Nowadays, I mainly do my book reading on an electronic device, mostly that's a Kindle Fire, and recently I read a novel on my new Mac laptop, using the Kindle app for the Mac as the reader. I prefer to make the font sans serif, comparatively large, and the page with ample line space. This is easier on the eyes for me and that matters, particularly in persisting with the reading. I end up buying several books at a time from the Amazon store, deliberately intermixing "great works" with "page turner" fiction. This year I've been on a kick to read through books I've given a go at earlier in life but couldn't make it even halfway through.
I'm currently reading Gravity's Rainbow, by Thomas Pynchon. Not that long ago I read Ulysses, by James Joyce. I was in over my head with Ulysses, often not getting the intended meaning. I felt underprepared as a reader. Maybe the experience gave me some empathy for students in that category, but as I no longer teach, there is not much benefit in that. Stylistically, Gravity's Rainbow is in the same mold and there are definitely passages which I don't get. But they are less frequent than with Ulysses and my background knowledge is better suited for understanding what Pynchon serves up.

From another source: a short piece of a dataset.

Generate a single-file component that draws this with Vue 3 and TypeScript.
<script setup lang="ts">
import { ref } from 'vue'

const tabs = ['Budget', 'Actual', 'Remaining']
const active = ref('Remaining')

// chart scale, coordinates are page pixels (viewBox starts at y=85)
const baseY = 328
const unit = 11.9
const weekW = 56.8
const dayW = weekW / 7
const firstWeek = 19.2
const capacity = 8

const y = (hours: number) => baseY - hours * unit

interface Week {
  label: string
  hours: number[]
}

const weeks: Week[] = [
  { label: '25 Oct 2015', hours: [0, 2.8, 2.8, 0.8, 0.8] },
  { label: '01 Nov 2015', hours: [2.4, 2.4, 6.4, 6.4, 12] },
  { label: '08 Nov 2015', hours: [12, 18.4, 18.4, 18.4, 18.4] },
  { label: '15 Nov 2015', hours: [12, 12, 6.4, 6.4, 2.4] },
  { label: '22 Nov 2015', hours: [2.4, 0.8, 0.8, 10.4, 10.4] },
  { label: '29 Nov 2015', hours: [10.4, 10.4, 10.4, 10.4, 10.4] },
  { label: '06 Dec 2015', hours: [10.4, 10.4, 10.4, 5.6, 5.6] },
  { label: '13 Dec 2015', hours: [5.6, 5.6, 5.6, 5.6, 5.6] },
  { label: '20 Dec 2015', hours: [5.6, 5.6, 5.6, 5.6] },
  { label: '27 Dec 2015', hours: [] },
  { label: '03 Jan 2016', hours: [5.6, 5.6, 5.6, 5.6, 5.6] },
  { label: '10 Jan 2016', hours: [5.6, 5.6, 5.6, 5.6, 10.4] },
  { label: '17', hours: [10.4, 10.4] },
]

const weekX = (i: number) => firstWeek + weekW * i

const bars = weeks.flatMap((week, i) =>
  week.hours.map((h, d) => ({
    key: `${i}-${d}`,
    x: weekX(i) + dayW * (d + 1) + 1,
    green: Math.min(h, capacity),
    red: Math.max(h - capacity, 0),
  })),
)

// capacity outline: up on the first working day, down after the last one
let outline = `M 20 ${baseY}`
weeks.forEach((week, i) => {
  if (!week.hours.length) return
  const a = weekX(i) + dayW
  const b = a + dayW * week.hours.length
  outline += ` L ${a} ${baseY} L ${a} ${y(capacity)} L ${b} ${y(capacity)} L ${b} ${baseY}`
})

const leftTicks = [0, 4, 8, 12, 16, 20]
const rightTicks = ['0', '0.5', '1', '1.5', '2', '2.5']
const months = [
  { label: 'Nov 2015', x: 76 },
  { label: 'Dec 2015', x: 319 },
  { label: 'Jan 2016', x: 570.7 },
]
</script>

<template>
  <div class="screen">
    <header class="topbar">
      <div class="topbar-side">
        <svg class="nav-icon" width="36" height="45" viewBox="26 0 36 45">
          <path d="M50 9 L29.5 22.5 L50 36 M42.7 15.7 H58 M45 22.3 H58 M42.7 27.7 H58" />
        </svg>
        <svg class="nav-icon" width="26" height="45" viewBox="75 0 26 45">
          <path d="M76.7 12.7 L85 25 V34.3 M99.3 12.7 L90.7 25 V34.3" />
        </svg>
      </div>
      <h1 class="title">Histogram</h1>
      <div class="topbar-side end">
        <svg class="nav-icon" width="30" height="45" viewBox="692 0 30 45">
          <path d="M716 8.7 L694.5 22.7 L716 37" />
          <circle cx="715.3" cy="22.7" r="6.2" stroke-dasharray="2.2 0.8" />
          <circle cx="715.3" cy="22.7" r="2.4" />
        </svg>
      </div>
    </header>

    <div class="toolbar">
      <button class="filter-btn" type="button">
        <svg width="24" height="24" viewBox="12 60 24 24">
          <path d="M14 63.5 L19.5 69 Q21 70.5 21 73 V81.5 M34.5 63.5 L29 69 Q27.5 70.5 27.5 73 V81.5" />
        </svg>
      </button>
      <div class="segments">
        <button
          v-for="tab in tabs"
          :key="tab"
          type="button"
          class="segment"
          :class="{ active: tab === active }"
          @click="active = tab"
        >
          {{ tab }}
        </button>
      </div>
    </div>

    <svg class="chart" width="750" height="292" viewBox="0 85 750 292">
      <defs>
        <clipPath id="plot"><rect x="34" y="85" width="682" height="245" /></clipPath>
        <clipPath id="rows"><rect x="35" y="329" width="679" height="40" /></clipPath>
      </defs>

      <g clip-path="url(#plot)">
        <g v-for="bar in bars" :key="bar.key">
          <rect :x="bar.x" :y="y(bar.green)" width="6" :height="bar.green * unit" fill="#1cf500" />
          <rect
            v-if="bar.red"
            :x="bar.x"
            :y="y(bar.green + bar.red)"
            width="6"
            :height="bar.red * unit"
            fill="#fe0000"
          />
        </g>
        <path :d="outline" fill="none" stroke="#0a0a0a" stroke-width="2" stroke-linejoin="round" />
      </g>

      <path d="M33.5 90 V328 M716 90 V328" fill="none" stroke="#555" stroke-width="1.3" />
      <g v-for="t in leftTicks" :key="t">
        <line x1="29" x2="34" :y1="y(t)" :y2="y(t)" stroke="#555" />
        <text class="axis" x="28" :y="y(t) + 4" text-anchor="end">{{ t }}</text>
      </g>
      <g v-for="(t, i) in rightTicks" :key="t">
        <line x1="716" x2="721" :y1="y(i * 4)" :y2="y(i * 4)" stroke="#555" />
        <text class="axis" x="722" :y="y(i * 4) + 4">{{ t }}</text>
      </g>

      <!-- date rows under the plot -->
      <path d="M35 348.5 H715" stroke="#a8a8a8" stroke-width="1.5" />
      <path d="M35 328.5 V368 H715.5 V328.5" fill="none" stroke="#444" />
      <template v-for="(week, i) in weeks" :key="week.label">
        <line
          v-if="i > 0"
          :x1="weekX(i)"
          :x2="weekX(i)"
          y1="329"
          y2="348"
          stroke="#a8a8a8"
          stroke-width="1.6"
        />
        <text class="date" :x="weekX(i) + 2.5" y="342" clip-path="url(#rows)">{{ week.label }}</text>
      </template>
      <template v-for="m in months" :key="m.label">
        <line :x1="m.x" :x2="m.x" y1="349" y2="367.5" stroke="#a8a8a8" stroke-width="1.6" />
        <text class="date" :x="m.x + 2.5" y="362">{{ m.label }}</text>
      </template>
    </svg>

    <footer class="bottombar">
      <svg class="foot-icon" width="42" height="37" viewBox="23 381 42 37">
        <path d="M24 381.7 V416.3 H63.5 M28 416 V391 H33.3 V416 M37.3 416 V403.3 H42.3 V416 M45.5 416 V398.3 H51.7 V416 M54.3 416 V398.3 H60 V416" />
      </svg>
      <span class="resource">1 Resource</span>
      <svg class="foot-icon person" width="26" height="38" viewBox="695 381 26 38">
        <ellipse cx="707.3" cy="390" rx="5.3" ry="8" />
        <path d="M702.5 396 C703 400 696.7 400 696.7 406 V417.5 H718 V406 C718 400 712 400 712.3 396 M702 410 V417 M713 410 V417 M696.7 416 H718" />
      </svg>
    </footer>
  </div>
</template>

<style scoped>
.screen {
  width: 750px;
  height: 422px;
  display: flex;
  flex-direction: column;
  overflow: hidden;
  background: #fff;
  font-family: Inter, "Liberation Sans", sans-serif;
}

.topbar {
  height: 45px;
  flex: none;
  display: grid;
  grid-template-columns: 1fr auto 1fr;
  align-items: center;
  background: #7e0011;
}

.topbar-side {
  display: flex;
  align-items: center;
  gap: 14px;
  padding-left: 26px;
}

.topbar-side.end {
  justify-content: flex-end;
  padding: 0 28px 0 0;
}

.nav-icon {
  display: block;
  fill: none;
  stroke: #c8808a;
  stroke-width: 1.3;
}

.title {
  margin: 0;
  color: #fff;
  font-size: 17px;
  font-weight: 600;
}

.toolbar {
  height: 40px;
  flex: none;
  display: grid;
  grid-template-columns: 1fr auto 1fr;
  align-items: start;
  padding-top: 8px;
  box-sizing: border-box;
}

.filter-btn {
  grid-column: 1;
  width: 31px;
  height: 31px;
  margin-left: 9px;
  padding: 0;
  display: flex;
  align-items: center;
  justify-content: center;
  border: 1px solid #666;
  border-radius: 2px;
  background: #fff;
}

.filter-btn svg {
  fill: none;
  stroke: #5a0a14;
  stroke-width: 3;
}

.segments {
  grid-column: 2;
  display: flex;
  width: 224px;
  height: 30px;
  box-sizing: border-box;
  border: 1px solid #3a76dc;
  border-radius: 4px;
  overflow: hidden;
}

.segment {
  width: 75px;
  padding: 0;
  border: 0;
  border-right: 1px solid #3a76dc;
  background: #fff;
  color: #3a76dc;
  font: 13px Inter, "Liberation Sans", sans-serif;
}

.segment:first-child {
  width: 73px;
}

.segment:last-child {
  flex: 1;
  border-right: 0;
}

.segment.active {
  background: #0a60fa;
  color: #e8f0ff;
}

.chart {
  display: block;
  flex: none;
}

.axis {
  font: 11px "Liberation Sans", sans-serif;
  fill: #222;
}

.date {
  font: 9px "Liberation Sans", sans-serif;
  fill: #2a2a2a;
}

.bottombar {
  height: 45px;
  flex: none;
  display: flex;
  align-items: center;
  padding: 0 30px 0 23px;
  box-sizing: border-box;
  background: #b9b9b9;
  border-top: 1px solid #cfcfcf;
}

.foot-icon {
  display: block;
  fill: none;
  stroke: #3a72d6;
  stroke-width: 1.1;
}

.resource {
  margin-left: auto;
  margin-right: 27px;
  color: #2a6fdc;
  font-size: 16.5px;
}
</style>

In both cases the Kindle software aids in getting through the book. There is something called "reading speed" which is calibrated based on how fast prior pages were read. Then the software infers how long it will take to read the remainder of the chapter as well as the remainder of the book. In this way the reader can track the progress made - not in gaining understanding, but in completing the reading task. Even if such aids diminish the ability to concentrate on what is written, they do help in persisting with the reading. That is something.

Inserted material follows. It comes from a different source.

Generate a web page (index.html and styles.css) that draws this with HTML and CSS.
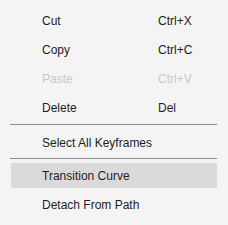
FILE: index.html
```html
<!DOCTYPE html>
<html lang="en">
<head>
    <meta charset="UTF-8">
    <title>Context Menu</title>
    <link rel="stylesheet" href="styles.css">
</head>
<body>
    <div class="menu">
        <div class="item"><span class="label">Cut</span><span class="key">Ctrl+X</span></div>
        <div class="item"><span class="label">Copy</span><span class="key">Ctrl+C</span></div>
        <div class="item disabled"><span class="label">Paste</span><span class="key">Ctrl+V</span></div>
        <div class="item"><span class="label">Delete</span><span class="key">Del</span></div>
        <div class="sep"></div>
        <div class="item"><span class="label">Select All Keyframes</span></div>
        <div class="sep sep-tight"></div>
        <div class="item active"><span class="label">Transition Curve</span></div>
        <div class="item"><span class="label">Detach From Path</span></div>
    </div>
</body>
</html>
```
FILE: styles.css
```css
html, body {
    margin: 0;
    background-color: #f4f4f4;
}
body {
    font-family: "Liberation Sans", Arial, sans-serif;
    font-size: 12px;
    color: #1e1e1e;
}
.menu {
    display: flex;
    flex-direction: column;
    padding: 6px 11px 0 10px;
}
.item {
    display: flex;
    align-items: center;
    height: 25px;
    margin: 2px 0 2px 1px;
    padding-left: 31px;
}
.item .label {
    width: 116px;
    white-space: nowrap;
}
.item.disabled {
    color: #c8c8c8;
}
.item.active {
    background-color: #dadada;
}
.sep {
    height: 1px;
    background-color: #8c8c8c;
    margin: 2px 0 3px;
}
.sep-tight {
    margin: 1px 0 2px;
}
```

For books in the page-turner category, recently I've been relying on detective fiction, either by Raymond Chandler, whose protagonist Philip Marlowe is well known from the movies, or by Colin Dexter, whose Inspector Morse character I first encountered in the prequel Endeavour, which can be watched now on Amazon Prime. Yet quite recently I reverted to an old reliable, John Grisham, and purchased the trilogy: Camino Island, Camino Winds, and Camino Ghosts. The oddity in my title refers to the first two of these books.
At least in the Kindle version, there is a Study Guide with questions for discussion that appear immediately after the novel concludes. (I was somewhat disappointed that Amazon.com gave a table of contents for the preview of the print version but not a table of contents for the full book, so I don't know whether the Study Guide is also in the print version.) A study guide for page turner fiction, one that is included with the book rather than appear as CliffsNotes! Hmmmm!!!
I can only guess as to why this is happening and I will give my conjectures below. But let me say first that I would be delighted to learn what is really going on here. This is a case where I hope my guesses are off the mark.
First, whether Johnny can or can't read, it seems pretty clear that Johnny doesn't read. School is failing most students this way. When my kids were little there was Harry Potter, which received so many plaudits because it seemingly made Johnny interested in reading. And at least one of my kids developed the reading habit as a consequence. But for him, pleasure reading was mainly (perhaps exclusively) fantasy fiction. What about branching out from there? Might it be that English class has been restructured in that they have kids read page turner fiction in a variety of genres so that the kids can experience pleasure reading and thereafter self-direct their reading as a leisure activity?
I recall that when I was in junior high school and high school, much of what we read in English class was selected because it was thought to be "good for us" to read great works of fiction, even if the takeaway was nebulous to us students. Let me mention just two titles here, Lord of the Flies and Catcher in the Rye. I would guess that most of my friends read those in school. Assuming that, could they point to how reading those books contributed to their own personal growth? A discussion along those lines might be interesting for considering what English class should be doing today.
The other possibility is that the study guides in the first two books are really a setup for the third book, Camino Ghosts, which does not yet have a study guide. Without giving away the plot, the book title refers to the ghosts of former slaves and Africans who were brought to America but then escaped slavery. I should add that Camino Island is fictitious, but is set off the Florida coast northeast of Jacksonville. Florida is a state where banning books and not teaching Black history is happening now. Maybe Grisham novels might escape the scrutiny of Florida censors. Could it be that Camino Ghosts is aiming to be taught in the schools, a backdoor way for students to learn that Black history is real?
When I said above that I hope I'm wrong about this, it is because I'd prefer a front door way for students to learn Black history. And I'd rather that students develop the reading habit early, preferably in elementary school if at all possible. Reading is critical to learning to think reflectively. Yet there are obstacles to this, beyond book banning. Given those obstacles, maybe a pragmatic solution is something to hope for now.